_DATA EXTRACT_.
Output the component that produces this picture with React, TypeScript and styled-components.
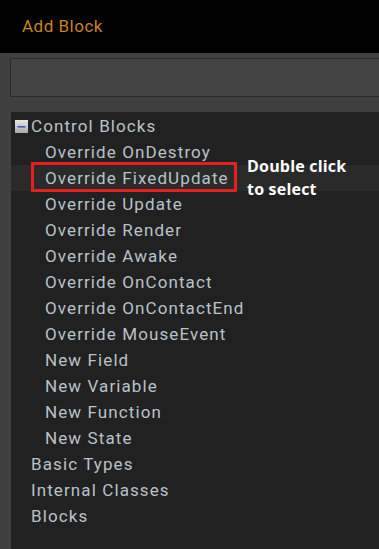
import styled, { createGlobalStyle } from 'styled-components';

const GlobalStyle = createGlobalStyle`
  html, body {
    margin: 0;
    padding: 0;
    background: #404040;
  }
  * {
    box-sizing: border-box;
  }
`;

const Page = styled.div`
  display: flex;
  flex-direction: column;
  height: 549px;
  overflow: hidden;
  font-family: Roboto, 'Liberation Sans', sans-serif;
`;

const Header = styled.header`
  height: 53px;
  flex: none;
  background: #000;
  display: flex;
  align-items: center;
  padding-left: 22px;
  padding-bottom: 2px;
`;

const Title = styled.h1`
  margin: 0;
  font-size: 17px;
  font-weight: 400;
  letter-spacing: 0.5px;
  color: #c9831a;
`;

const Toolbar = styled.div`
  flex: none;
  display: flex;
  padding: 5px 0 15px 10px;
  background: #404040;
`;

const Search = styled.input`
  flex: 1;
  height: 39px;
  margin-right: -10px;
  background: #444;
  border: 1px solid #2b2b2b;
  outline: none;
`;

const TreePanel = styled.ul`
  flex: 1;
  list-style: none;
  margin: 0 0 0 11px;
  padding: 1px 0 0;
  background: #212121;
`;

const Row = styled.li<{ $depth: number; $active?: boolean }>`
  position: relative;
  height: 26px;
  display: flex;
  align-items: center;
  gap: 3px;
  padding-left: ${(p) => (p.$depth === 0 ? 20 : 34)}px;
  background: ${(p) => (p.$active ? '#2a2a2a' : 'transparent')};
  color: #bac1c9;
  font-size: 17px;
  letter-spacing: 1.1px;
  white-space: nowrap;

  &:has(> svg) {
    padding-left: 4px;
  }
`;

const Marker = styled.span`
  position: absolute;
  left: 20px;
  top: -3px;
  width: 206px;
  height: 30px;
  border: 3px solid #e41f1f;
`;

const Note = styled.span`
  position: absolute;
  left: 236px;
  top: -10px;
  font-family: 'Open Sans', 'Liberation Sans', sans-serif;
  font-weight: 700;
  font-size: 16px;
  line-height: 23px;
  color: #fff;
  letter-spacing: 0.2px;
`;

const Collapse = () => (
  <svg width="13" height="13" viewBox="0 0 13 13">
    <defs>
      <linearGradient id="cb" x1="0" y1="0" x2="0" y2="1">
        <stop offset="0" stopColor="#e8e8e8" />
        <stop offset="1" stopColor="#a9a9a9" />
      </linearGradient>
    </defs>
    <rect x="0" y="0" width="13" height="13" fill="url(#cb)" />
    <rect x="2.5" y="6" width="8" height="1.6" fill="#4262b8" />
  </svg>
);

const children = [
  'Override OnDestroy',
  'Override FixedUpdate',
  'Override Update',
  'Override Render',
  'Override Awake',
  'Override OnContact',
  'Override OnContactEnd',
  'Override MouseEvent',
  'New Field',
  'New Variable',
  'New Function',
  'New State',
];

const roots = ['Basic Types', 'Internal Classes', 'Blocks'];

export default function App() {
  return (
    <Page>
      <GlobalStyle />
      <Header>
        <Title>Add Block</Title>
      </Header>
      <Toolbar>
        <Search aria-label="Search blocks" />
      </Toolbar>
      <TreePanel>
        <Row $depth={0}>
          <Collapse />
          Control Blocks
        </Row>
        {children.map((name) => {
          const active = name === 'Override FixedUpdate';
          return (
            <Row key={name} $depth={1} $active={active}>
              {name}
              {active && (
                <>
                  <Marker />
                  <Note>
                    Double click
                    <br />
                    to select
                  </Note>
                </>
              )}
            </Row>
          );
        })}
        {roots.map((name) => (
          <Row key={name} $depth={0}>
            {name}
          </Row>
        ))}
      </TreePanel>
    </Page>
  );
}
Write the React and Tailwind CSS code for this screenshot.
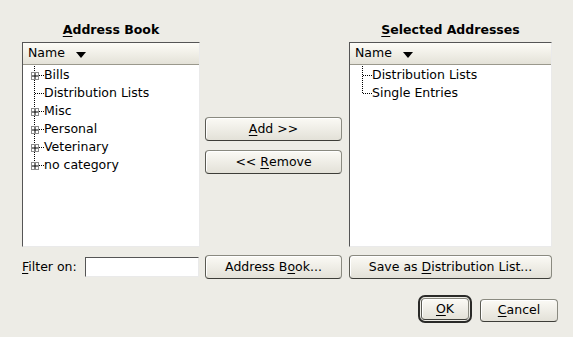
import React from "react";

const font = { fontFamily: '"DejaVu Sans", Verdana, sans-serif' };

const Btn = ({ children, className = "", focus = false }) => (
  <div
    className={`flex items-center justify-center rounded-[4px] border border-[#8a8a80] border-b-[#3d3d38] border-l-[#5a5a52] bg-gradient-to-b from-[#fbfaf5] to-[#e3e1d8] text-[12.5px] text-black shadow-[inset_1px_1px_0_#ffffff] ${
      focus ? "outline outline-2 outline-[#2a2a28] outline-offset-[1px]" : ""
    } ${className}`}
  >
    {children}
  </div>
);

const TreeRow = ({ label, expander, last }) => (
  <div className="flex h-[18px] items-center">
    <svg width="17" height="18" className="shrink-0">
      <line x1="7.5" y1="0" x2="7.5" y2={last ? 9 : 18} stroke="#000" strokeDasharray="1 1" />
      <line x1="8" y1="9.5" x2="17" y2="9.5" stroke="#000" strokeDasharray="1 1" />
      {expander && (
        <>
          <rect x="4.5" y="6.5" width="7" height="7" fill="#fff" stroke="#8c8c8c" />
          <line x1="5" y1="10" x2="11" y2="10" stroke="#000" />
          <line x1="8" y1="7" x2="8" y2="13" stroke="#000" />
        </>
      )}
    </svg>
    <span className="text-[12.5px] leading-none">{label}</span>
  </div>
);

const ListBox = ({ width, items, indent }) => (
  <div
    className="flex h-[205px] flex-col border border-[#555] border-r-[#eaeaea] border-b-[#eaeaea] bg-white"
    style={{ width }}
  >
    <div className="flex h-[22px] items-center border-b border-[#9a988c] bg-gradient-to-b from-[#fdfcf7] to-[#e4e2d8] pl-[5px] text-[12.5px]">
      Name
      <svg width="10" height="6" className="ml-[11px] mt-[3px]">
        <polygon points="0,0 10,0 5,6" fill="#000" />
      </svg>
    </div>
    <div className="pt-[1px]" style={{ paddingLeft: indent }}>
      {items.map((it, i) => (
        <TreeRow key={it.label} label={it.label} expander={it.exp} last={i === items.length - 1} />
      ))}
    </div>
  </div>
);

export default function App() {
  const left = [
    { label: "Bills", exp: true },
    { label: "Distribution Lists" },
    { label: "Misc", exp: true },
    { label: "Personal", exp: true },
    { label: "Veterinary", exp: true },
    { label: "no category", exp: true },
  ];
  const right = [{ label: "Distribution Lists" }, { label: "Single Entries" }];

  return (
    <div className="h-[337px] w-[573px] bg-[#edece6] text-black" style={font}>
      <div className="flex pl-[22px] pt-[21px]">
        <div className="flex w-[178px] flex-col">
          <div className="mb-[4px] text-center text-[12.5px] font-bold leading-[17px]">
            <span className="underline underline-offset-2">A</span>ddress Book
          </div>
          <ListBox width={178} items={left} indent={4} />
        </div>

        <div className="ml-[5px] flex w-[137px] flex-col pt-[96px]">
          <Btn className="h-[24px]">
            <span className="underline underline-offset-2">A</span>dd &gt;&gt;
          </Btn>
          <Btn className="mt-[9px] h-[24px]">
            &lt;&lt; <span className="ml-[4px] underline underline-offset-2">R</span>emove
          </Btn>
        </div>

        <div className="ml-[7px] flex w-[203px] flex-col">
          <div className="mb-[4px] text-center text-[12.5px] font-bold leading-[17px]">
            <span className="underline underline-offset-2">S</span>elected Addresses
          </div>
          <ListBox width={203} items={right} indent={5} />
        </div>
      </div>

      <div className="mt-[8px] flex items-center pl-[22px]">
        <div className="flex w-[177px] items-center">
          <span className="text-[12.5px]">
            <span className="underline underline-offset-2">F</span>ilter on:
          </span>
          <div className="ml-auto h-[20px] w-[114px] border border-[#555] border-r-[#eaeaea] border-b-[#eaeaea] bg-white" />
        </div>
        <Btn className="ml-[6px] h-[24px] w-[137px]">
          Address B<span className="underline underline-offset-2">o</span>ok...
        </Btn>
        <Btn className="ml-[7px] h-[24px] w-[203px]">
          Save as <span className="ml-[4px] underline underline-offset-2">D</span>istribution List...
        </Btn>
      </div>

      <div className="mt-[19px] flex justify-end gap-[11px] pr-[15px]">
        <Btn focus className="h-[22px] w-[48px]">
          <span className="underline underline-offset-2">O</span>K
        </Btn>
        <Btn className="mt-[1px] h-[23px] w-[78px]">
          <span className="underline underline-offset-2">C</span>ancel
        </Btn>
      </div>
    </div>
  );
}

...

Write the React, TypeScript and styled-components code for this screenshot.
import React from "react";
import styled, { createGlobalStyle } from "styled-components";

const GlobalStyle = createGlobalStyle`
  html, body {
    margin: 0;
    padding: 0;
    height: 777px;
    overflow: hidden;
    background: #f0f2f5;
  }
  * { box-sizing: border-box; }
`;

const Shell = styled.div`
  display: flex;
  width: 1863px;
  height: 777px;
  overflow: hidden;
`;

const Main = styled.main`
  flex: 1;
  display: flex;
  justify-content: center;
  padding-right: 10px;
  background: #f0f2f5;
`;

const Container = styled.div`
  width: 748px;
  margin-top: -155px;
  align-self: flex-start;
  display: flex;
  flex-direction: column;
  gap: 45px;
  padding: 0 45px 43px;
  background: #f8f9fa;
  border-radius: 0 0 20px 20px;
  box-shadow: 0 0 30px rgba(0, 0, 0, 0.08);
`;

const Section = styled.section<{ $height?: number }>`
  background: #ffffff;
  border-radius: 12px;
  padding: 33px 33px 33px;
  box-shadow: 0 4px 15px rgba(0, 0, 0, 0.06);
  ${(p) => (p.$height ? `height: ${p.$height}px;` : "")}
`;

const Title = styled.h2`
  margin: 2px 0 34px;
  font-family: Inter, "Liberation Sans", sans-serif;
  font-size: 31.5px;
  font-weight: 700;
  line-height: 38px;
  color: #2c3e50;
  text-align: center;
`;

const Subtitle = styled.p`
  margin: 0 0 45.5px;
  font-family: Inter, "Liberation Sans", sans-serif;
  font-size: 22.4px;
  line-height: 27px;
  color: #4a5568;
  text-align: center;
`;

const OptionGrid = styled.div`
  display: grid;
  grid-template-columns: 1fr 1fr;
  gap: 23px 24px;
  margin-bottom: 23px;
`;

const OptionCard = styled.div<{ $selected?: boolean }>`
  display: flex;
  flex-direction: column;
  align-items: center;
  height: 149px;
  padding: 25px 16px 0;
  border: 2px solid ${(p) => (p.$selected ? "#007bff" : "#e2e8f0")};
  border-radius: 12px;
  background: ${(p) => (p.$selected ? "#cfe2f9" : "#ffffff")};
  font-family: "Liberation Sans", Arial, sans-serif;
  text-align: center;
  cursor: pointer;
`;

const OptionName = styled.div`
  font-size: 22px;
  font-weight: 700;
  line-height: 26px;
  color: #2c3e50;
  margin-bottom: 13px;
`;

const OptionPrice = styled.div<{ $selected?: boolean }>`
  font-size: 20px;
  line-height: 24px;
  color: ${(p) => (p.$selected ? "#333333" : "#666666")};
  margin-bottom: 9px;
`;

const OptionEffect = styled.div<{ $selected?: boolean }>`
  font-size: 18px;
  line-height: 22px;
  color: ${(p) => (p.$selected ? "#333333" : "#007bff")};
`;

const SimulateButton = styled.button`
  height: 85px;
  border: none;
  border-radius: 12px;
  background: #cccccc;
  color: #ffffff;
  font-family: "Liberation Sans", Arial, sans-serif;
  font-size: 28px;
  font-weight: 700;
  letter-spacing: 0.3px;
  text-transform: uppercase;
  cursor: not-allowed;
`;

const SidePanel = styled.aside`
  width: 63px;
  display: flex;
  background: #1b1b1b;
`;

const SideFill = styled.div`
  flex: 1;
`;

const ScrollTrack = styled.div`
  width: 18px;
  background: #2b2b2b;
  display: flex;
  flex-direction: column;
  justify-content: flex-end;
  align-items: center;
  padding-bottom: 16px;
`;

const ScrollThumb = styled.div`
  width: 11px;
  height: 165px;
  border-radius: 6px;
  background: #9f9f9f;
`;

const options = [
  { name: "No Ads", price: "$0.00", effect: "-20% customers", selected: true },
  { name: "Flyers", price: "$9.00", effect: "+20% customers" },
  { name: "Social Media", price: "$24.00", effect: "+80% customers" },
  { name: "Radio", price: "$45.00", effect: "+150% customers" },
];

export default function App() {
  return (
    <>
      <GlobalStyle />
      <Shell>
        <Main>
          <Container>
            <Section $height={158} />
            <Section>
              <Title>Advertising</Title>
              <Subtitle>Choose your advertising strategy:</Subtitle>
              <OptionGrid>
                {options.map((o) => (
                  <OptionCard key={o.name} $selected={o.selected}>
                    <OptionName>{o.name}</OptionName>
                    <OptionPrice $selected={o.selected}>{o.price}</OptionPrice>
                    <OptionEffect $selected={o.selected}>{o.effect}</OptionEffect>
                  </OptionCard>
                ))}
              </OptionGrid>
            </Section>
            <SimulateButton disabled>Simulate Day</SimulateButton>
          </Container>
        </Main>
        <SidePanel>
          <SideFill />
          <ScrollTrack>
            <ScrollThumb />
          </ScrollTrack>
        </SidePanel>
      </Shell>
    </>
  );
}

--

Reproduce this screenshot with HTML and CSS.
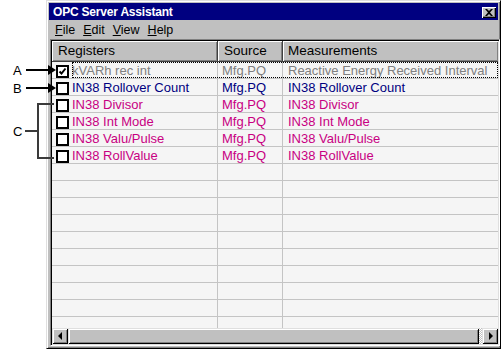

_WORK TO COMPLETE_. Pull every line containing "components" out of the records.

_FINISHED TASK_.
Output the component that produces this picture with React, TypeScript and styled-components.
import styled, { createGlobalStyle } from 'styled-components';
Write the React, TypeScript and styled-components code for this screenshot.
import styled, { createGlobalStyle } from "styled-components";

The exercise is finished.